Warren man faces long sentence after pleading guilty to attempted murder
A Warren man faces up to 40 years behind bars after entering a guilty plea on Monday to a count of attempted murder.
Keller Reid Wolfgang, 34, Warren County Jail, was set to enter a plea last week but then raised questions about the difference between homicide and murder and his case was put back on the trial list.
He was back before Judge Gregory Hammond on Monday to plea for his involvement in a vicious August 2016 assault.
Wolfgang allegedly stabbed a woman who he had just met the day before “more than one time in the neck and back area,” according to the affidavit of probable cause, at an Eddy Street apartment before fleeing the area and heading to Erie where he was ultimately apprehended.
His attorney, Bernard T. Hessley, said last week that Wolfgang was going to plea after “extensive plea negotiations.”
He said on Monday that the plea would be entered “after further discussions with my client.”
Hammond then read Wolfgang his rights – informing him, among other things, that he will no longer be presumed innocent after his plea. Wolfgang acknowledged mental illness to Hammond but indicated that his illness did not impact his ability to understand what was happening in court.
In response to questions from Hammond, Wolfgang said the plea is of his own free will, that he was not promised anything regarding his sentence and that he was not threatened or coerced into entering a plea.
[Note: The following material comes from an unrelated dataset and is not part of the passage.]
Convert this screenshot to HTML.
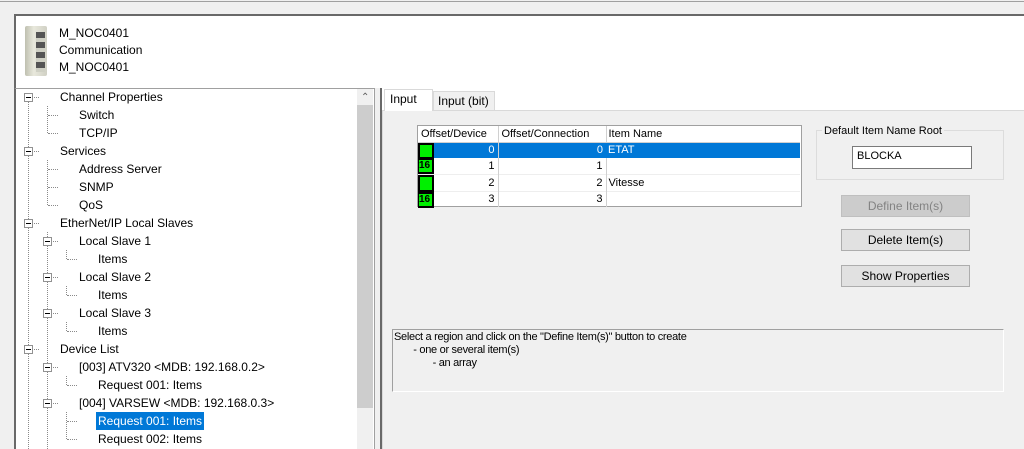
<!DOCTYPE html>
<html><head><style>
*{margin:0;padding:0;box-sizing:border-box}
body{width:1024px;height:449px;overflow:hidden;background:#f0f0f0;font-family:"Liberation Sans",sans-serif;font-size:12px;color:#000;position:relative}
.a{position:absolute}
.t{position:absolute;white-space:nowrap;line-height:18px;font-size:12px}
.box{position:absolute;width:9px;height:9px;border:1px solid #919191;background:#fff}
.box:after{content:"";position:absolute;left:1px;top:3px;width:5px;height:1px;background:#000}
.vd{position:absolute;width:1px;border-left:1px dotted #8a8a8a}
.hd{position:absolute;height:1px;border-top:1px dotted #8a8a8a}
table{border-collapse:collapse}
.btn{position:absolute;width:129px;height:22px;background:#e1e1e1;border:1px solid #adadad;text-align:center;line-height:20px;font-size:12px}
</style></head><body>
<div class="a" style="left:0;top:1px;width:1024px;height:1px;background:#a0a0a0"></div>
<div class="a" style="left:14px;top:14px;width:1010px;height:74px;background:#fff;border-top:2px solid #696969;border-left:2px solid #696969"></div>
<!-- module icon -->
<div class="a" style="left:25px;top:26px;width:22px;height:50px;background:linear-gradient(90deg,#bfc0b0,#e8e8dc 40%,#d0d0c4);border-radius:2px"></div>
<div class="a" style="left:36px;top:32px;width:9px;height:40px;background:repeating-linear-gradient(#555 0 6px,#cfd0c4 6px 10px)"></div>
<div class="t" style="left:59px;top:24px">M_NOC0401</div>
<div class="t" style="left:59px;top:41px">Communication</div>
<div class="t" style="left:59px;top:58px">M_NOC0401</div>
<!-- tree panel -->
<div class="a" style="left:14px;top:88px;width:361px;height:361px;background:#fff;border-left:2px solid #696969;border-top:1px solid #a0a0a0;border-right:1px solid #a0a0a0"></div>
<div class="a" style="left:357px;top:89px;width:16px;height:360px;background:#f0f0f0"></div>
<div class="a" style="left:357px;top:105px;width:16px;height:303px;background:#cdcdcd"></div>
<div class="a" style="left:361px;top:92px;font-size:10px;color:#606060">&#8963;</div>
<div class="a" style="left:380px;top:88px;width:2px;height:361px;background:#696969"></div>

<div class="vd" style="left:28px;top:102px;height:347px"></div>
<div class="vd" style="left:47px;top:106px;height:27px"></div>
<div class="vd" style="left:47px;top:160px;height:45px"></div>
<div class="vd" style="left:47px;top:232px;height:217px"></div>
<div class="vd" style="left:66px;top:250px;height:9px"></div>
<div class="vd" style="left:66px;top:286px;height:9px"></div>
<div class="vd" style="left:66px;top:322px;height:9px"></div>
<div class="vd" style="left:66px;top:376px;height:9px"></div>
<div class="vd" style="left:66px;top:412px;height:27px"></div>

<div class="box" style="left:24px;top:93px"></div><div class="hd" style="left:34px;top:97px;width:5px"></div>
<div class="t" style="left:60px;top:88px">Channel Properties</div>
<div class="hd" style="left:48px;top:115px;width:10px"></div><div class="t" style="left:79px;top:106px">Switch</div>
<div class="hd" style="left:48px;top:133px;width:10px"></div><div class="t" style="left:79px;top:124px">TCP/IP</div>
<div class="box" style="left:24px;top:147px"></div><div class="hd" style="left:34px;top:151px;width:5px"></div>
<div class="t" style="left:60px;top:142px">Services</div>
<div class="hd" style="left:48px;top:169px;width:10px"></div><div class="t" style="left:79px;top:160px">Address Server</div>
<div class="hd" style="left:48px;top:187px;width:10px"></div><div class="t" style="left:79px;top:178px">SNMP</div>
<div class="hd" style="left:48px;top:205px;width:10px"></div><div class="t" style="left:79px;top:196px">QoS</div>
<div class="box" style="left:24px;top:219px"></div><div class="hd" style="left:34px;top:223px;width:5px"></div>
<div class="t" style="left:60px;top:214px">EtherNet/IP Local Slaves</div>
<div class="box" style="left:43px;top:237px"></div><div class="hd" style="left:53px;top:241px;width:5px"></div><div class="t" style="left:79px;top:232px">Local Slave 1</div>
<div class="hd" style="left:67px;top:259px;width:10px"></div><div class="t" style="left:98px;top:250px">Items</div>
<div class="box" style="left:43px;top:273px"></div><div class="hd" style="left:53px;top:277px;width:5px"></div><div class="t" style="left:79px;top:268px">Local Slave 2</div>
<div class="hd" style="left:67px;top:295px;width:10px"></div><div class="t" style="left:98px;top:286px">Items</div>
<div class="box" style="left:43px;top:309px"></div><div class="hd" style="left:53px;top:313px;width:5px"></div><div class="t" style="left:79px;top:304px">Local Slave 3</div>
<div class="hd" style="left:67px;top:331px;width:10px"></div><div class="t" style="left:98px;top:322px">Items</div>
<div class="box" style="left:24px;top:345px"></div><div class="hd" style="left:34px;top:349px;width:5px"></div>
<div class="t" style="left:60px;top:340px">Device List</div>
<div class="box" style="left:43px;top:363px"></div><div class="hd" style="left:53px;top:367px;width:5px"></div><div class="t" style="left:79px;top:358px">[003] ATV320 &lt;MDB: 192.168.0.2&gt;</div>
<div class="hd" style="left:67px;top:385px;width:10px"></div><div class="t" style="left:98px;top:376px">Request 001: Items</div>
<div class="box" style="left:43px;top:399px"></div><div class="hd" style="left:53px;top:403px;width:5px"></div><div class="t" style="left:79px;top:394px">[004] VARSEW &lt;MDB: 192.168.0.3&gt;</div>
<div class="hd" style="left:67px;top:421px;width:10px"></div><div class="t" style="left:96px;top:412px;background:#0078d7;color:#fff;padding:0 2px">Request 001: Items</div>
<div class="hd" style="left:67px;top:439px;width:10px"></div><div class="t" style="left:98px;top:430px">Request 002: Items</div>

<!-- right panel -->
<div class="a" style="left:382px;top:88px;width:642px;height:361px;background:#fff"></div>
<div class="a" style="left:382px;top:110px;width:642px;height:339px;background:#f0f0f0;border-top:1px solid #d9d9d9;border-left:1px solid #d9d9d9"></div>
<div class="a" style="left:384px;top:89px;width:49px;height:22px;background:#fff;border:1px solid #d9d9d9;border-bottom:none"></div>
<div class="t" style="left:390px;top:90px">Input</div>
<div class="a" style="left:433px;top:91px;width:62px;height:19px;background:#f0f0f0;border:1px solid #d9d9d9;border-bottom:none"></div>
<div class="t" style="left:438px;top:92px">Input (bit)</div>

<div class="a" style="left:417px;top:125px;width:385px;height:82px;background:#fff;border:1px solid #a0a0a0"></div>
<table class="a" style="left:418px;top:126px;font-size:11px">
<tr style="height:16px;background:#fff"><td style="width:80px;border-right:1px solid #d0d0d0;border-bottom:1px solid #d0d0d0;padding-left:3px">Offset/Device</td><td style="width:108px;border-right:1px solid #d0d0d0;border-bottom:1px solid #d0d0d0;padding-left:3px">Offset/Connection</td><td style="width:194px;border-bottom:1px solid #d0d0d0;padding-left:2px">Item Name</td></tr>
<tr style="height:16px;background:#0078d7;color:#fff"><td style="position:relative;text-align:right;padding-right:3px;border-right:1px solid #d0d0d0"><span style="position:absolute;left:0;top:0;width:16px;height:16px;background:#00f000;border:2px solid #000"></span>0</td><td style="text-align:right;padding-right:3px">0</td><td style="padding-left:2px">ETAT</td></tr>
<tr style="height:16px;border-bottom:1px solid #eee"><td style="position:relative;text-align:right;padding-right:3px;border-right:1px solid #d0d0d0"><span style="position:absolute;left:0;top:0;width:16px;height:16px;background:#00f000;border:2px solid #000;border-left-width:1px;font-size:10px;font-weight:bold;line-height:12px;color:#000;text-align:left">16</span>1</td><td style="text-align:right;padding-right:3px;border-right:1px solid #d0d0d0">1</td><td></td></tr>
<tr style="height:17px;border-bottom:1px solid #eee"><td style="position:relative;text-align:right;padding-right:3px;border-right:1px solid #d0d0d0"><span style="position:absolute;left:0;top:0;width:16px;height:17px;background:#00f000;border:2px solid #000"></span>2</td><td style="text-align:right;padding-right:3px;border-right:1px solid #d0d0d0">2</td><td style="padding-left:2px">Vitesse</td></tr>
<tr style="height:16px"><td style="position:relative;text-align:right;padding-right:3px;border-right:1px solid #d0d0d0"><span style="position:absolute;left:0;top:0;width:16px;height:16px;background:#00f000;border:2px solid #000;border-left-width:1px;font-size:10px;font-weight:bold;line-height:12px;color:#000;text-align:left">16</span>3</td><td style="text-align:right;padding-right:3px;border-right:1px solid #d0d0d0">3</td><td></td></tr>
</table>

<div class="a" style="left:816px;top:130px;width:188px;height:50px;border:1px solid #dcdcdc"></div>
<div class="t" style="left:822px;top:122px;background:#f0f0f0;padding:0 2px;font-size:11px">Default Item Name Root</div>
<div class="a" style="left:852px;top:146px;width:120px;height:23px;background:#fff;border:1px solid #7a7a7a"></div>
<div class="t" style="left:857px;top:147px;font-size:11px">BLOCKA</div>
<div class="btn" style="left:841px;top:195px;background:#cccccc;border-color:#bfbfbf;color:#838383">Define Item(s)</div>
<div class="btn" style="left:841px;top:229px">Delete Item(s)</div>
<div class="btn" style="left:841px;top:265px">Show Properties</div>

<div class="a" style="left:392px;top:329px;width:612px;height:63px;border-top:1px solid #a0a0a0;border-left:1px solid #a0a0a0;border-right:1px solid #fff;border-bottom:1px solid #fff"></div>
<div class="a" style="left:394px;top:331px;font-size:11px;line-height:13px;letter-spacing:-0.3px;white-space:pre">Select a region and click on the "Define Item(s)" button to create
       - one or several item(s)
              - an array</div>
</body></html>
Hammond advised Wolfgang that attempted murder is an act which “constitutes a substantial step” towards committing murder. He detailed the three specific elements to the charge – that Wolfgang stabbed the victim in the neck and back, that he had a specific intent to kill the victim, and that Wolfgang was “conscious of your own intention” and that his actions were a substantial step toward murder.
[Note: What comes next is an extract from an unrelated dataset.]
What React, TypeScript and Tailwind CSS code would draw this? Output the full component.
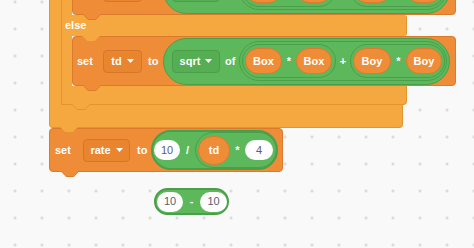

Hammond asked District Attorney Rob Greene to detail the evidence he would have presented at trial to prove those elements.
Greene said that evidence would show that Wolfgang “attempted to kill” the victim, that he was at the victim’s residence by invitation and was “slashing her neck” and that he also attacked the victim with a wolf ring and “cut himself during the process (which) by his own admission caused him to stop” the assault.
Greene said at last week’s proceeding that Wolfgang bragged to a fellow inmate at the Warren County Jail that his intention was to cut the victim’s head off.
Hammond then asked Wolfgang if he admitted to repeatedly stabbing the victim, whether his intent was to kill her and whether his actions were a substantial step toward murder.
Each time, Wolfgang responded with one word – “Yes.”
Hammond said that enhanced attempted murder carries a 40 year maximum prison sentence and a fine of up to $50,000.
The charge of attempted murder carries a 20 year maximum sentence unless evidence shows that serious bodily injury occurred, in which case the maximum penalty doubles.
To exhibit that degree of injury, Greene said that the victim “still suffers today from those injuries and the trauma from the attack.”
Hammond asked Wolfgang if he admitted to causing serious bodily injury and Wolfgang said “Yes.”
Hammond then asked Wolfgang how he wished to plea.
“Guilty,” Wolfgang responded.
In exchange for the plea to attempted murder, charges of aggravated assault, simple assault and recklessly endangering another person will not be prosecuted by the Commonwealth.
Prior to the plea, Greene told the Times Observer that the victim “has been consulted throughout and is in agreement with a plea to the most serious charge of attempted murder.”
A return of property hearing is currently scheduled for next week in the case, but Greene said that Wolfgang is just seeking the return of a cross necklace that was not part of the crime. He said Wolfgang would be allowed to have it and that there would probably be no hearing.
He deferred questions on the nature of the case to sentencing and added that the specifics of Wolfgang’s conduct would be presented at that time.